April 24th, 2008 | 3 Comments | Posted by in Journalism, Newspapers, Online Journalism

Eight of the largest newspapers in the US state of Ohio have forged an alliance to share their top stories.

The Columbus Dispatch, The Toledo Blade, the Cincinnati Enquirer, The Akron Beacon Journal, The Plain Dealer are amongst newspapers making up the membership of the newly formed Ohio News Organisation (with the unfortunate acronym, OHNO).

Rather than relying to the Associated Press to decide at the end of each news day whether or not to distribute their stories, the papers will now post content to private website – accessible only to those eight newsrooms – from which partner organisations will be able to select pieces to use.
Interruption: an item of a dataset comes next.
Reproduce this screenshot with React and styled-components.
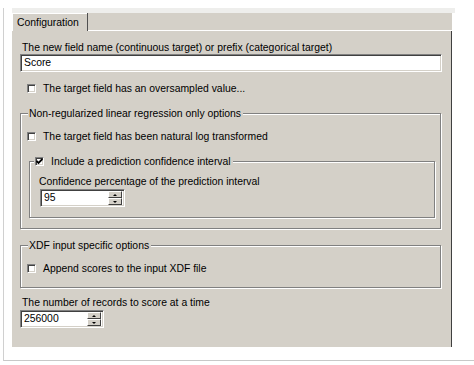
import React from "react";
import styled, { createGlobalStyle } from "styled-components";

const GlobalStyle = createGlobalStyle`
  html, body { margin: 0; padding: 0; background: #ffffff; }
  body {
    font-family: "Liberation Sans", Arial, sans-serif;
    font-size: 10.4px;
    color: #000000;
  }
  * { box-sizing: border-box; }
`;

const Frame = styled.div`
  margin: 8px 0 0 3px;
  width: 471px;
  height: 353px;
  border-left: 1px solid #d0d0d0;
  border-bottom: 1px solid #c8c8c8;
  padding-left: 8px;
  display: flex;
  flex-direction: column;
`;

const TopBand = styled.div`
  width: 443px;
  height: 5px;
  background: #eeeeec;
`;

const TabControl = styled.div`
  width: 440px;
  height: 334px;
  background: #d4d0c8;
  display: flex;
  flex-direction: column;
`;

const TabStrip = styled.div`
  display: flex;
  height: 18px;
`;

const Tab = styled.div`
  width: 76px;
  height: 18px;
  padding-left: 5px;
  padding-top: 1px;
  line-height: 18px;
  border-right: 1px solid #505050;
  box-shadow: inset 1px 1px 0 #ffffff;
  white-space: nowrap;
`;

const TabFill = styled.div`
  flex: 1;
  border-bottom: 1px solid #ffffff;
`;

const Body = styled.div`
  flex: 1;
  border-right: 1px solid #404040;
  display: flex;
  flex-direction: column;
  align-items: flex-start;
`;

const Label = styled.div`
  line-height: 13px;
  height: 13px;
  white-space: nowrap;
  margin-top: ${(p) => p.$top || 0}px;
  margin-left: ${(p) => p.$left || 0}px;
`;

const Sunken = styled.div`
  background: #ffffff;
  border-top: 1px solid #808080;
  border-left: 1px solid #808080;
  border-right: 1px solid #ffffff;
  border-bottom: 1px solid #ffffff;
  box-shadow: inset 1px 1px 0 #404040, inset -1px -1px 0 #d4d0c8;
`;

const TextBox = styled(Sunken)`
  width: ${(p) => p.$width}px;
  height: 18px;
  margin-top: ${(p) => p.$top || 0}px;
  margin-left: ${(p) => p.$left || 0}px;
  padding-left: 3px;
  line-height: 16px;
  display: flex;
  align-items: center;
`;

const SpinBox = styled(TextBox)`
  padding-right: 2px;
  justify-content: space-between;
`;

const SpinButtons = styled.div`
  width: 14px;
  height: 14px;
  display: flex;
  flex-direction: column;
`;

const SpinButton = styled.div`
  flex: 1;
  background: #d4d0c8;
  border-top: 1px solid #ffffff;
  border-left: 1px solid #ffffff;
  border-right: 1px solid #404040;
  border-bottom: 1px solid #404040;
  display: flex;
  align-items: center;
  justify-content: center;
`;

const Arrow = styled.div`
  width: 0;
  height: 0;
  border-left: 2px solid transparent;
  border-right: 2px solid transparent;
  ${(p) =>
    p.$down
      ? "border-top: 2px solid #000;"
      : "border-bottom: 2px solid #000;"}
`;

const CheckRow = styled.div`
  display: flex;
  align-items: center;
  height: 13px;
  margin-top: ${(p) => p.$top || 0}px;
  margin-left: ${(p) => p.$left || 0}px;
  white-space: nowrap;
`;

const Box = styled(Sunken)`
  width: 9px;
  height: 9px;
  margin-right: 7px;
  display: flex;
  align-items: center;
  justify-content: center;
  flex-shrink: 0;
`;

const Group = styled.div`
  width: ${(p) => p.$width}px;
  margin-top: ${(p) => p.$top || 0}px;
  margin-left: ${(p) => p.$left || 0}px;
  padding-bottom: ${(p) => p.$bottom || 0}px;
  border: 1px solid #808080;
  box-shadow: 1px 1px 0 #ffffff, inset 1px 1px 0 #ffffff;
  display: flex;
  flex-direction: column;
  align-items: flex-start;
`;

const Legend = styled.div`
  display: flex;
  align-items: center;
  height: 13px;
  line-height: 13px;
  margin-top: -7px;
  margin-left: ${(p) => p.$left || 0}px;
  padding: 0 2px 0 1px;
  background: #d4d0c8;
  white-space: nowrap;
`;

function Spin({ value, width, top, left }) {
  return (
    <SpinBox $width={width} $top={top} $left={left}>
      <span>{value}</span>
      <SpinButtons>
        <SpinButton>
          <Arrow />
        </SpinButton>
        <SpinButton>
          <Arrow $down />
        </SpinButton>
      </SpinButtons>
    </SpinBox>
  );
}

function Check({ checked }) {
  return (
    <Box>
      {checked && (
        <svg width="7" height="7" viewBox="0 0 7 7">
          <path d="M0.5 3 L2.5 5 L6.5 1" stroke="#000" strokeWidth="1.8" fill="none" />
        </svg>
      )}
    </Box>
  );
}

export default function App() {
  return (
    <>
      <GlobalStyle />
      <Frame>
        <TopBand />
        <TabControl>
          <TabStrip>
            <Tab>Configuration</Tab>
            <TabFill />
          </TabStrip>
          <Body>
            <Label $top={10} $left={10}>
              The new field name (continuous target) or prefix (categorical target)
            </Label>
            <TextBox $width={422} $left={8}>Score</TextBox>
            <CheckRow $top={10} $left={15}>
              <Check />
              The target field has an oversampled value...
            </CheckRow>

            <Group $width={421} $top={18} $left={8} $bottom={10}>
              <Legend $left={7}>Non-regularized linear regression only options</Legend>
              <CheckRow $top={10} $left={6}>
                <Check />
                The target field has been natural log transformed
              </CheckRow>
              <Group $width={406} $top={18} $left={8} $bottom={10}>
                <Legend $left={4}>
                  <Check checked />
                  Include a prediction confidence interval
                </Legend>
                <Label $top={7} $left={9}>
                  Confidence percentage of the prediction interval
                </Label>
                <Spin value="95" width={85} top={1} left={10} />
              </Group>
            </Group>

            <Group $width={421} $top={16} $left={8} $bottom={12}>
              <Legend $left={7}>XDF input specific options</Legend>
              <CheckRow $top={10} $left={6}>
                <Check />
                Append scores to the input XDF file
              </CheckRow>
            </Group>

            <Label $top={8} $left={10}>
              The number of records to score at a time
            </Label>
            <Spin value="256000" width={84} top={1} left={8} />
          </Body>
        </TabControl>
      </Frame>
    </>
  );
}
Ted Diadiun, readers representative for the Cleveland Plain Dealer, wrote in his blog that readerships of individual paper would not be threatened as each covers a distinct city, and that story pooling would help them provide a better news service for readers.

“In today’s world, breaking news is measured in minutes, not days,” he wrote.

“It’s important that we provide our readers with the best news reports we can, as soon as we can, on our website and in the best and most current newspaper possible each day.”

All involved are adamant that the move doesn’t signal the end of journalistic competition.

However, no mention has been made on whether any money changes hands for the use of stories or whether AP will still syndicate the stories that are being placed in the new system.

It could just be a neat way to bypass the wire service and cut the cost of using its copy for local news.